Determine how many lines contain the string "React". Reply with that figure and nothing else.

>> Start Listed entries

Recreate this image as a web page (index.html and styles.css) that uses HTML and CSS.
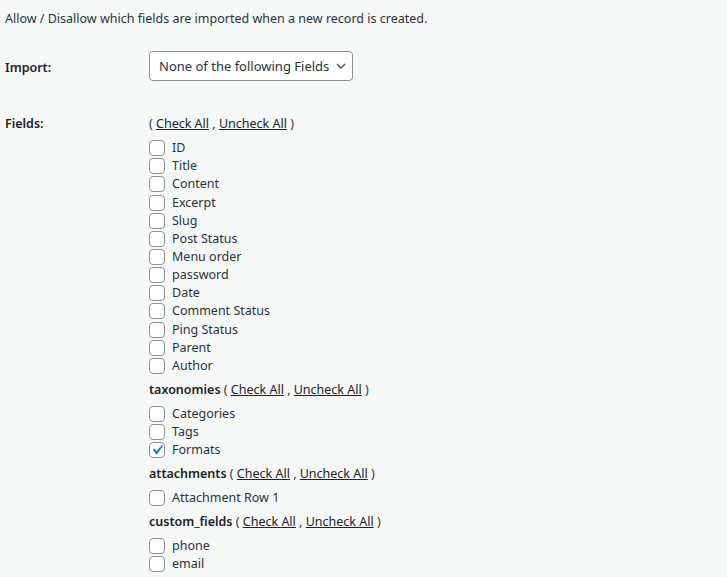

>> End Listed entries
>> Start Listed entries

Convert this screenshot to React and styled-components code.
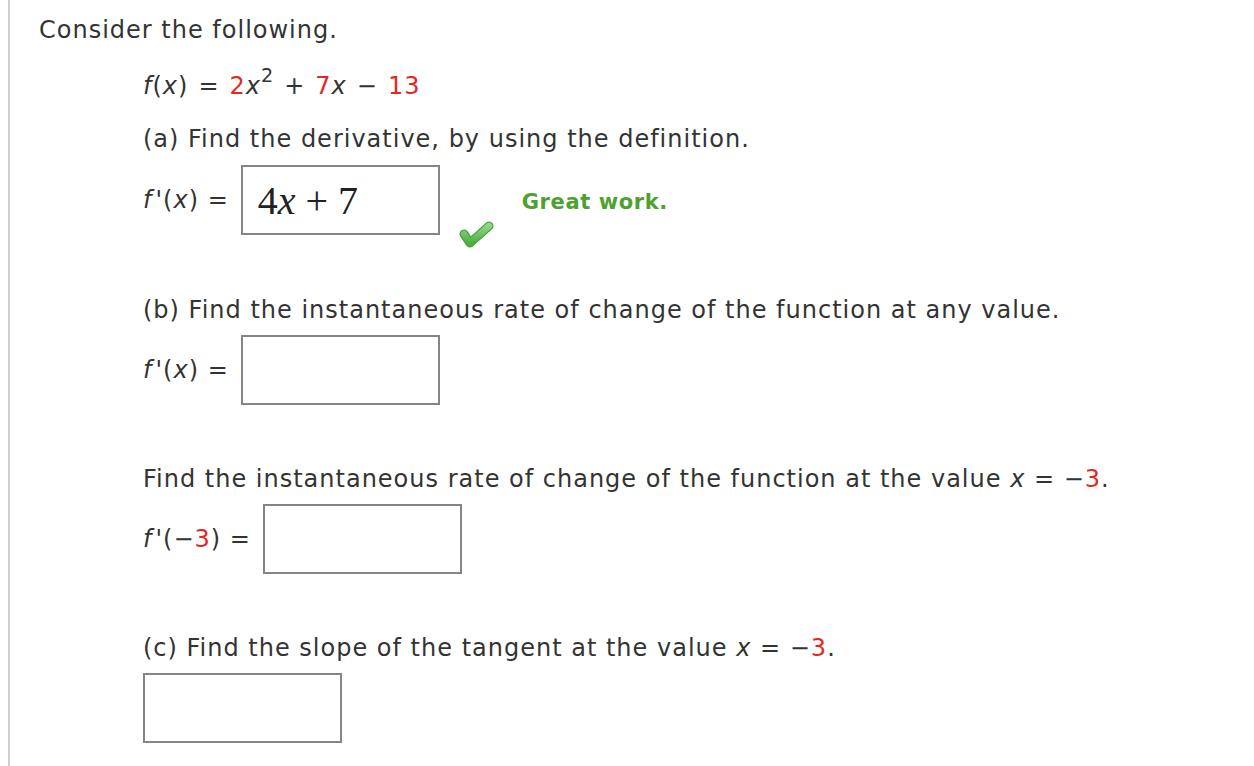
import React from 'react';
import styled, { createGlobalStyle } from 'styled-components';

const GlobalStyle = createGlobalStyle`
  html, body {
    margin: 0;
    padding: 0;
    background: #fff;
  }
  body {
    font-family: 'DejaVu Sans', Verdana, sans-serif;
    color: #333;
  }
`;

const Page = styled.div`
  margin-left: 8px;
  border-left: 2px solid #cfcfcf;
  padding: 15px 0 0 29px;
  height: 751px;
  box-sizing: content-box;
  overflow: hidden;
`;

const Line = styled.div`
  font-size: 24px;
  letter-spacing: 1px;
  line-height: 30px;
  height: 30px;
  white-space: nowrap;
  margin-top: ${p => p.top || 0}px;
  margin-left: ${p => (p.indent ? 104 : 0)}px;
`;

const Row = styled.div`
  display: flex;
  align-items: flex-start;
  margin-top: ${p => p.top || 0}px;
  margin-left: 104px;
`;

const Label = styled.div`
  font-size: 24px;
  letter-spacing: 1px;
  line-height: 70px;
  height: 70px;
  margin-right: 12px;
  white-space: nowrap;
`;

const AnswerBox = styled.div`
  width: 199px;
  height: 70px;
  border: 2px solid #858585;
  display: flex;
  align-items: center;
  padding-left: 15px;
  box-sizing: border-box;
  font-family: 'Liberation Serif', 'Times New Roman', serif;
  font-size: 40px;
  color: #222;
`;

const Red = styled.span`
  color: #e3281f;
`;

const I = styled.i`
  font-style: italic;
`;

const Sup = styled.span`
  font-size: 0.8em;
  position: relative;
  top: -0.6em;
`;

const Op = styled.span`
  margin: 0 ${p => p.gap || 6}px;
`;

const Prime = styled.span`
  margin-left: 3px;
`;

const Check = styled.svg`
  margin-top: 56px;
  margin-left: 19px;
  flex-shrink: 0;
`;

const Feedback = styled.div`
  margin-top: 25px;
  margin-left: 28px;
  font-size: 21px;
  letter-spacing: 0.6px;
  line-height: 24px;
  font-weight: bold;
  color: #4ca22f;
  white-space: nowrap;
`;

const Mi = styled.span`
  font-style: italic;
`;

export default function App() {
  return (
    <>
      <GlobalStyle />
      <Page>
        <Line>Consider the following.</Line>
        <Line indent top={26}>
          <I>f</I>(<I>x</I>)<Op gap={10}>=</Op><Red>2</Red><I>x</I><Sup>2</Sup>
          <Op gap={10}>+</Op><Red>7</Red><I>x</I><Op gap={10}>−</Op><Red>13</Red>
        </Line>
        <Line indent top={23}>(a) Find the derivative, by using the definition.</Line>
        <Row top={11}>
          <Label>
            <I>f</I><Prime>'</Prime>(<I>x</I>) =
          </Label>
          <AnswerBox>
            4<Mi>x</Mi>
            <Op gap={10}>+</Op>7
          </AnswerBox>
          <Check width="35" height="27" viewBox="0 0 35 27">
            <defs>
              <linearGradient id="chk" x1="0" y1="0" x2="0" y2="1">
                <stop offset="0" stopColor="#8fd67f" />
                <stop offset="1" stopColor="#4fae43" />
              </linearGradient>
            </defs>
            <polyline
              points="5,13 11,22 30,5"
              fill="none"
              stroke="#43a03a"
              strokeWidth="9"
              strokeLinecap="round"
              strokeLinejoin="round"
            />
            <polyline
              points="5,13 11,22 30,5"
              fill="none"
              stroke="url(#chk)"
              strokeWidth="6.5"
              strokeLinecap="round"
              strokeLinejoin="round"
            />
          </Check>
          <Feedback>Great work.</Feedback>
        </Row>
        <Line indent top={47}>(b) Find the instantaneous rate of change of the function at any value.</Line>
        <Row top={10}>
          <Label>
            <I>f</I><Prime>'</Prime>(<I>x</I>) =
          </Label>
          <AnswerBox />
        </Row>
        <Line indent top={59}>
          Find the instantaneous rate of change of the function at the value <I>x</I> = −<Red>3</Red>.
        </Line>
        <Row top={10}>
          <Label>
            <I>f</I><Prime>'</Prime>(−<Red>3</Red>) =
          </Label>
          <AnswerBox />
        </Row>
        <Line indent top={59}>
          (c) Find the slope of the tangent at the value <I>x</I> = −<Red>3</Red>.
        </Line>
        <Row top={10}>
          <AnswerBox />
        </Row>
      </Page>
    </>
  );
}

>> End Listed entries

» The reply: 2